Thanks so much for this Sarah, (I liked the lesson behind the Japanese Chicken Sexers story :)

Question for you. I know this will largely depend on the specific requirements of any given position, but in general, do you attach more weight to certain competencies?  Given the reality you mention that a candidate rarely fits the competency profile completely.

Also, would you mind sharing the two KM Competency profiles and self-assessment tool, or are those proprietary?

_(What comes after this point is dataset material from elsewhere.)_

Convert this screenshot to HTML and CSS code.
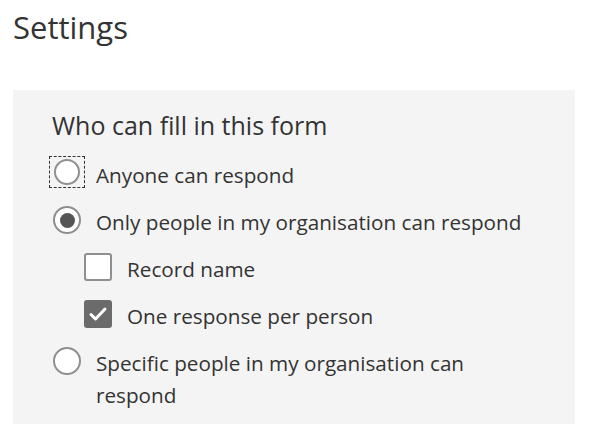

KM Competencies from World Vision

Posted by scrass on 1 Mar 2017

Hi folks,  here are the World Vision KM Competencies I mentioned in the earlier post.  These are two that were written to fit within an overall Health and Nutrition technical specialist profile.  This is not intended to be for a KM professional... that would be a level higher than these two... those KM professional competencies are in development.

Let me know if you have questios!

So useful!

Posted by ysongowilliams on 20 Mar 2017

Thanks Sarah! We're working on developing core competencies for KM professionals, will keep you posted.